__Stated task__
Examine the records and identify each line that includes the string "Write". Copy those lines.

## Start

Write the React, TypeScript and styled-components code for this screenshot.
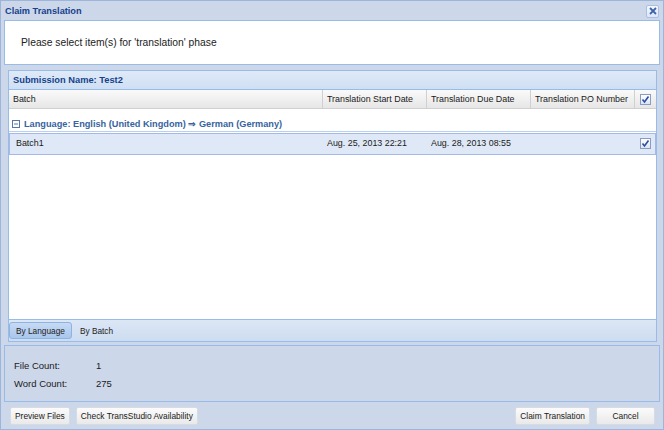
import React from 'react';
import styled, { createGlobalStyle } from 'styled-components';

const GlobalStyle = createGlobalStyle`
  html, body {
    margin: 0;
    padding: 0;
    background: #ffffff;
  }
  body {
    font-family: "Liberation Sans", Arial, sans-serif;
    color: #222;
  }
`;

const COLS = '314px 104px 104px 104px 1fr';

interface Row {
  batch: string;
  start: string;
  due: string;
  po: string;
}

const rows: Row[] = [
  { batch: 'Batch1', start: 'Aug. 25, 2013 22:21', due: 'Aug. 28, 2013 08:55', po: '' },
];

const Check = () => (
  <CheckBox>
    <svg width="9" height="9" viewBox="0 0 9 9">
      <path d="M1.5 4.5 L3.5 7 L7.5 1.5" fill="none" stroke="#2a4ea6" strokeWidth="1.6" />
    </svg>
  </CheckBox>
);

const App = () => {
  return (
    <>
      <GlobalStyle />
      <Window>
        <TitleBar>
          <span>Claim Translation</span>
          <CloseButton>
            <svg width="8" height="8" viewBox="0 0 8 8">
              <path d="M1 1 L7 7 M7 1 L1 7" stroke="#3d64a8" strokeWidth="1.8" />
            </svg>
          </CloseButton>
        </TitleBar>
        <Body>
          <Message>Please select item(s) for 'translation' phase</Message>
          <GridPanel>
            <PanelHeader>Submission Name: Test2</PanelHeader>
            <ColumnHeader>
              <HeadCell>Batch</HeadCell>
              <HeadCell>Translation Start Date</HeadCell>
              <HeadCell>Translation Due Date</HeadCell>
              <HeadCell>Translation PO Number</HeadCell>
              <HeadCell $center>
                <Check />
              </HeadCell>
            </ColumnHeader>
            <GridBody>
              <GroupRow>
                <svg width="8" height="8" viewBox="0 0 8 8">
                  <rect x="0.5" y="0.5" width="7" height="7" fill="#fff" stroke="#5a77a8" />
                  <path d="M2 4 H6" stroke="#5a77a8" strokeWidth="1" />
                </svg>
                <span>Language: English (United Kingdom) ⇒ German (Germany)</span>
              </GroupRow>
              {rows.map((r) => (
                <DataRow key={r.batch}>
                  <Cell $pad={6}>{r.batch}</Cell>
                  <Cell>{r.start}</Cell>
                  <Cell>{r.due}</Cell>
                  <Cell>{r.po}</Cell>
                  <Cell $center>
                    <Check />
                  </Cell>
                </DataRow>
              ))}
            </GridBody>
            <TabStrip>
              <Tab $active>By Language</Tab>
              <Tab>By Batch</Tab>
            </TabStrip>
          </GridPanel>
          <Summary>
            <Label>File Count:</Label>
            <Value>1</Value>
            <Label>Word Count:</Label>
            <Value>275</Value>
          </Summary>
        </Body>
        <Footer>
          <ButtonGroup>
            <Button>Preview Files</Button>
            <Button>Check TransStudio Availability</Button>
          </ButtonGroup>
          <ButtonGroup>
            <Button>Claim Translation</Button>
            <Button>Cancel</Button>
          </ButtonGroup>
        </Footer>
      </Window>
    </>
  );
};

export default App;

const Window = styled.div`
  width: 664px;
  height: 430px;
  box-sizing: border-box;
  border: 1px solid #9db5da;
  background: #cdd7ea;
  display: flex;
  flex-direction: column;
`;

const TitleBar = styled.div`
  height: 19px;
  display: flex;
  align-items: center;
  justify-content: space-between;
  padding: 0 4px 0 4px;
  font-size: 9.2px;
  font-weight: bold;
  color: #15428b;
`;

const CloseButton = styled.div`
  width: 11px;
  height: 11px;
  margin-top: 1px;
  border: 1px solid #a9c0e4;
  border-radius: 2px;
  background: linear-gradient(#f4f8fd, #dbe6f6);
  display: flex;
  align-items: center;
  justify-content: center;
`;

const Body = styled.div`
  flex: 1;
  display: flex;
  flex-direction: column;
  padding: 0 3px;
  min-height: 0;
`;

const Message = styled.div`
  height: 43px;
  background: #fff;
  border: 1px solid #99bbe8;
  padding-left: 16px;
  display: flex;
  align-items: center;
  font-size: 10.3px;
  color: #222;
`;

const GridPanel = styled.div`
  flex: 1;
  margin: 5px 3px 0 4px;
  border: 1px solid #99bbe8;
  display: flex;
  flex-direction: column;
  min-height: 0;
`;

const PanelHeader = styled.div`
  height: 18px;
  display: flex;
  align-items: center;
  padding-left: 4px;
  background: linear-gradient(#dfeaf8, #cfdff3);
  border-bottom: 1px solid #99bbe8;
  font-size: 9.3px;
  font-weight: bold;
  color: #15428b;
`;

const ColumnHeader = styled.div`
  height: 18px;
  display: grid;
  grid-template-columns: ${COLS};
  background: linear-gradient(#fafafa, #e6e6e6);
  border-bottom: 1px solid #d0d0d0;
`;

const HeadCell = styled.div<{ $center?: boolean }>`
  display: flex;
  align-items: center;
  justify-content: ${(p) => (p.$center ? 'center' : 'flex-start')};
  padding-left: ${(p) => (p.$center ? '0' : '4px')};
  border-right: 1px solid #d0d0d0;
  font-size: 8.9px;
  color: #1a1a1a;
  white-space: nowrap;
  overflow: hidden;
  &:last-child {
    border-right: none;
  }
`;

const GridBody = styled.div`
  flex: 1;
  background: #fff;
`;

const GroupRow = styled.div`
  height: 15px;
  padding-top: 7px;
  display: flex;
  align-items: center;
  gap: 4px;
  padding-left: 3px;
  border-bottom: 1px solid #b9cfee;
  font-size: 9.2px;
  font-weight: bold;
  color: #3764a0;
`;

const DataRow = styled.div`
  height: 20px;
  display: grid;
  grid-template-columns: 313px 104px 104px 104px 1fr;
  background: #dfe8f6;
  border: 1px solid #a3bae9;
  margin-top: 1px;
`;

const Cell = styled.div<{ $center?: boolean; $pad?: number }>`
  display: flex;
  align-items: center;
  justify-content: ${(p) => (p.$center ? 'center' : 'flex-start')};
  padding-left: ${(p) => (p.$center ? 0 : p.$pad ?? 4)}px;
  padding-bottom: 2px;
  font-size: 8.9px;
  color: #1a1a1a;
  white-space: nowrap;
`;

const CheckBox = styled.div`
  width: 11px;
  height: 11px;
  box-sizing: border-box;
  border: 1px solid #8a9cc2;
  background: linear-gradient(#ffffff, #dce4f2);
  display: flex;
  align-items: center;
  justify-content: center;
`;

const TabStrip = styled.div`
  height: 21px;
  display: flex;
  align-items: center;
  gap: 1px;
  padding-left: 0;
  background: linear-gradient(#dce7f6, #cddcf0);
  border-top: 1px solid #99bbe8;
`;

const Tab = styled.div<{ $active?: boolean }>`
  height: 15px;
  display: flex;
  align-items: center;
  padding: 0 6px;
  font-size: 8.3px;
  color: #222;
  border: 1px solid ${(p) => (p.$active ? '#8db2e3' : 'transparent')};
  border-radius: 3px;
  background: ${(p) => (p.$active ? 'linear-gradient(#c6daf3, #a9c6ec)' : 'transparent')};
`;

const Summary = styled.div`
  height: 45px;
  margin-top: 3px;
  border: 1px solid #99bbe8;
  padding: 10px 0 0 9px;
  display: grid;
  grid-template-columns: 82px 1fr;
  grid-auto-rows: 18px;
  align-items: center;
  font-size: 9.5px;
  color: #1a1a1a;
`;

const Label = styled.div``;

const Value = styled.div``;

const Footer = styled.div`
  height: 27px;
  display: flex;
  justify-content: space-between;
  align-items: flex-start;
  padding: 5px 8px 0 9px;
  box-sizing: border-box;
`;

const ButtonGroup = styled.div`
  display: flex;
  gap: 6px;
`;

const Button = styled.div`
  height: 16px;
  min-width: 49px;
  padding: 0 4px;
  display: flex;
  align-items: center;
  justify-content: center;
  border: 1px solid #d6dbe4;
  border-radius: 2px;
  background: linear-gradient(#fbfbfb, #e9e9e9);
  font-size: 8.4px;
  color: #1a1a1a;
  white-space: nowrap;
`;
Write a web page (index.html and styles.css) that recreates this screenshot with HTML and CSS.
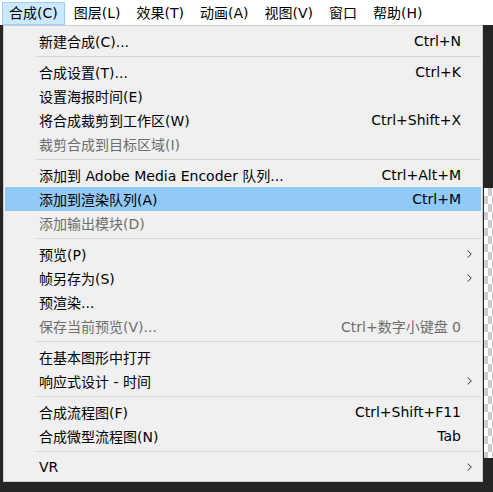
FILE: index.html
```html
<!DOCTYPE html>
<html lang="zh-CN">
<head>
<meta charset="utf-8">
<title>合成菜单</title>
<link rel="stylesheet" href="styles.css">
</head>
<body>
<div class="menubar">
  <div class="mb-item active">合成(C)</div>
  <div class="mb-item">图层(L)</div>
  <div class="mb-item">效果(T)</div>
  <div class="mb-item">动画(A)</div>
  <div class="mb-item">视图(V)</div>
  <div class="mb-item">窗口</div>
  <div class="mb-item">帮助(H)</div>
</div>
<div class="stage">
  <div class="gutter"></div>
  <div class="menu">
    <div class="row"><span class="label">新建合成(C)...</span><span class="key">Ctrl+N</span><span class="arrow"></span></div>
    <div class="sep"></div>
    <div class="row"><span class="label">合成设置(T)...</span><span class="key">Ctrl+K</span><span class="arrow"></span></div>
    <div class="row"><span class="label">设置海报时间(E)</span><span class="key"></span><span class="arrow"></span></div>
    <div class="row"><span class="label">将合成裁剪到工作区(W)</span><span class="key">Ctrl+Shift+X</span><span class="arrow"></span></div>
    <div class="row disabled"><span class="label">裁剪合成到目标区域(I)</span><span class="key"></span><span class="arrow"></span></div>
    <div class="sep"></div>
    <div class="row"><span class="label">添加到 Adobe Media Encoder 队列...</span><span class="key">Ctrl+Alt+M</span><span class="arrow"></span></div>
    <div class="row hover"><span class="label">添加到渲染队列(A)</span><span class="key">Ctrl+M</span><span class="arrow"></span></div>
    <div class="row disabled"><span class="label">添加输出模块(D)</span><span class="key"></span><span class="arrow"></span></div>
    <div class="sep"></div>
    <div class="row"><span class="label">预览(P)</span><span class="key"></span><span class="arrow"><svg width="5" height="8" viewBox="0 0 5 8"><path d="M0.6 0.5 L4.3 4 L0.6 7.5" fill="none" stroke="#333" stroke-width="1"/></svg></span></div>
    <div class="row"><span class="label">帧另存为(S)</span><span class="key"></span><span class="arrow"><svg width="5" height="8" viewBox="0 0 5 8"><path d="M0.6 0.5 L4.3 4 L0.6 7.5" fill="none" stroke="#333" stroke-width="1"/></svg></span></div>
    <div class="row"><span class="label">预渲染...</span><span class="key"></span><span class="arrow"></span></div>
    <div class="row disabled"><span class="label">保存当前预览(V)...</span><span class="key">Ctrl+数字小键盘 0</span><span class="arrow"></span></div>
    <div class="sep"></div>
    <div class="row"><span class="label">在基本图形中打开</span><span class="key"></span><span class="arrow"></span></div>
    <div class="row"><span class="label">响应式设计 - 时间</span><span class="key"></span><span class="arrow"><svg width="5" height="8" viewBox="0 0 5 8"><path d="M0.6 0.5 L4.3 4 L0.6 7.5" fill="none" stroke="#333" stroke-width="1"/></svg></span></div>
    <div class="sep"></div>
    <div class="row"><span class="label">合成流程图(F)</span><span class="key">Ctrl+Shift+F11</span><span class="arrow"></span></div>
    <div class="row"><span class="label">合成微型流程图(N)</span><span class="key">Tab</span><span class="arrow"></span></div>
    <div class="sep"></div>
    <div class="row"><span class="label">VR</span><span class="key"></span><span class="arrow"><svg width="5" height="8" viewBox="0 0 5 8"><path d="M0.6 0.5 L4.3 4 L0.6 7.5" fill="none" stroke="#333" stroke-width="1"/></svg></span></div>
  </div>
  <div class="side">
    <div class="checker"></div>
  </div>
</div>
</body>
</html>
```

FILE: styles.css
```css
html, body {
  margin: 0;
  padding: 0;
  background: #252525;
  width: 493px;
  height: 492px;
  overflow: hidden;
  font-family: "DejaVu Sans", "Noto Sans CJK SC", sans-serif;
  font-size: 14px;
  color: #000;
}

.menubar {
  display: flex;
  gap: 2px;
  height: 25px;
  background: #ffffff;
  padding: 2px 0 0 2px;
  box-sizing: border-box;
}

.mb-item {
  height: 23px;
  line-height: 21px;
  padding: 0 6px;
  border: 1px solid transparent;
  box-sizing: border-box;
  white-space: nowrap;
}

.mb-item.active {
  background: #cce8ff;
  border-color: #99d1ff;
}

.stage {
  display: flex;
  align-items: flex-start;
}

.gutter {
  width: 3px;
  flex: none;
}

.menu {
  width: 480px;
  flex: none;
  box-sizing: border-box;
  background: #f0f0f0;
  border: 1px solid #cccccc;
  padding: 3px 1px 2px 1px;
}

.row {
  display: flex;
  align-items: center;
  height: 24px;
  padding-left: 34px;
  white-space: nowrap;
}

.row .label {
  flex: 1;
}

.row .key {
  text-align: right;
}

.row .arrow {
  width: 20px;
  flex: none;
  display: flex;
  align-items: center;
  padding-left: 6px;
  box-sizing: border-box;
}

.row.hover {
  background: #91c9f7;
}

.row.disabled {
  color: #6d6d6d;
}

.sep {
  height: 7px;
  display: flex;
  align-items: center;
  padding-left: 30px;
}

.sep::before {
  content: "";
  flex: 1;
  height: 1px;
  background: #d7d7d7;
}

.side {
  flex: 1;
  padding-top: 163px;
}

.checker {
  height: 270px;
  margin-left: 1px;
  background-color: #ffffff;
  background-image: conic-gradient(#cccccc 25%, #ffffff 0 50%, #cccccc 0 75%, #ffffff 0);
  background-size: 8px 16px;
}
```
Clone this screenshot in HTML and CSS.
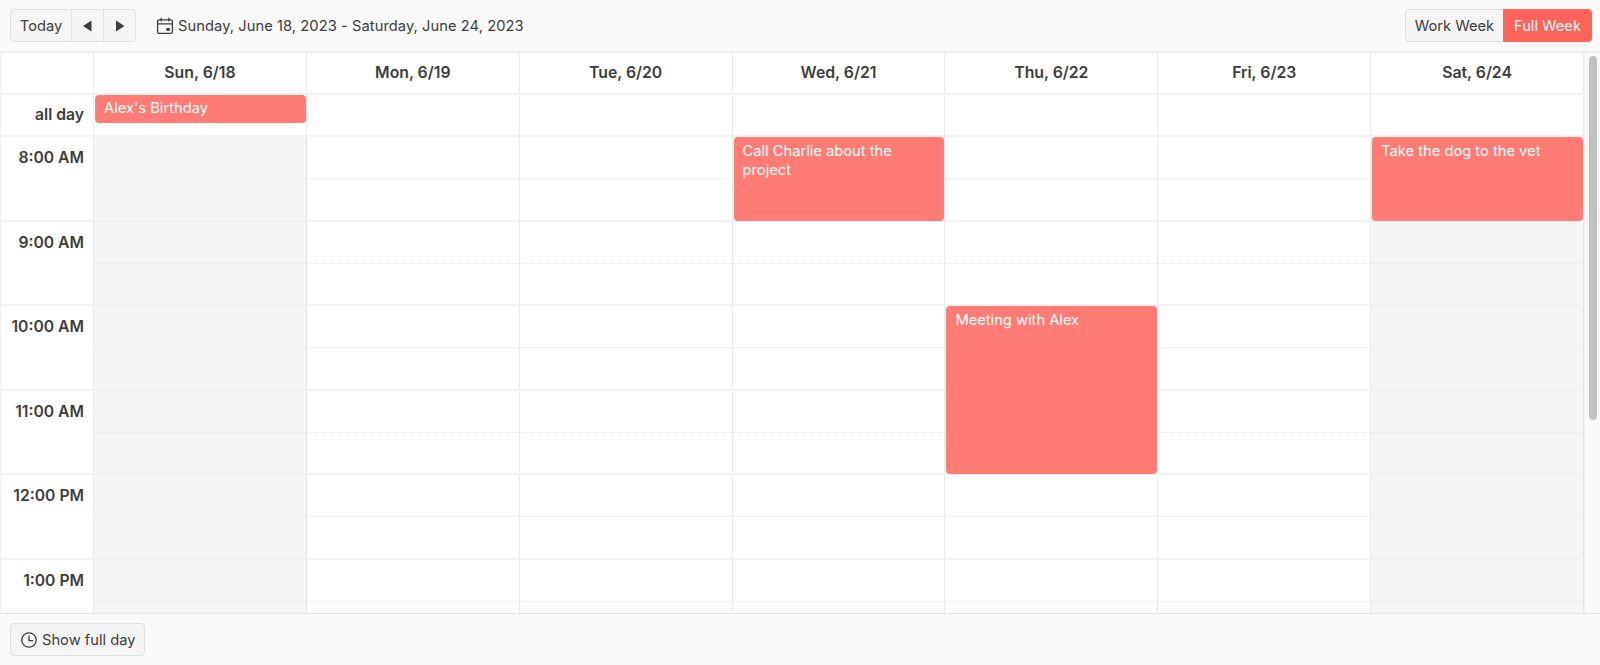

## End

__Result for this task__
Write the React, TypeScript and styled-components code for this screenshot.
Write a web page (index.html and styles.css) that recreates this screenshot with HTML and CSS.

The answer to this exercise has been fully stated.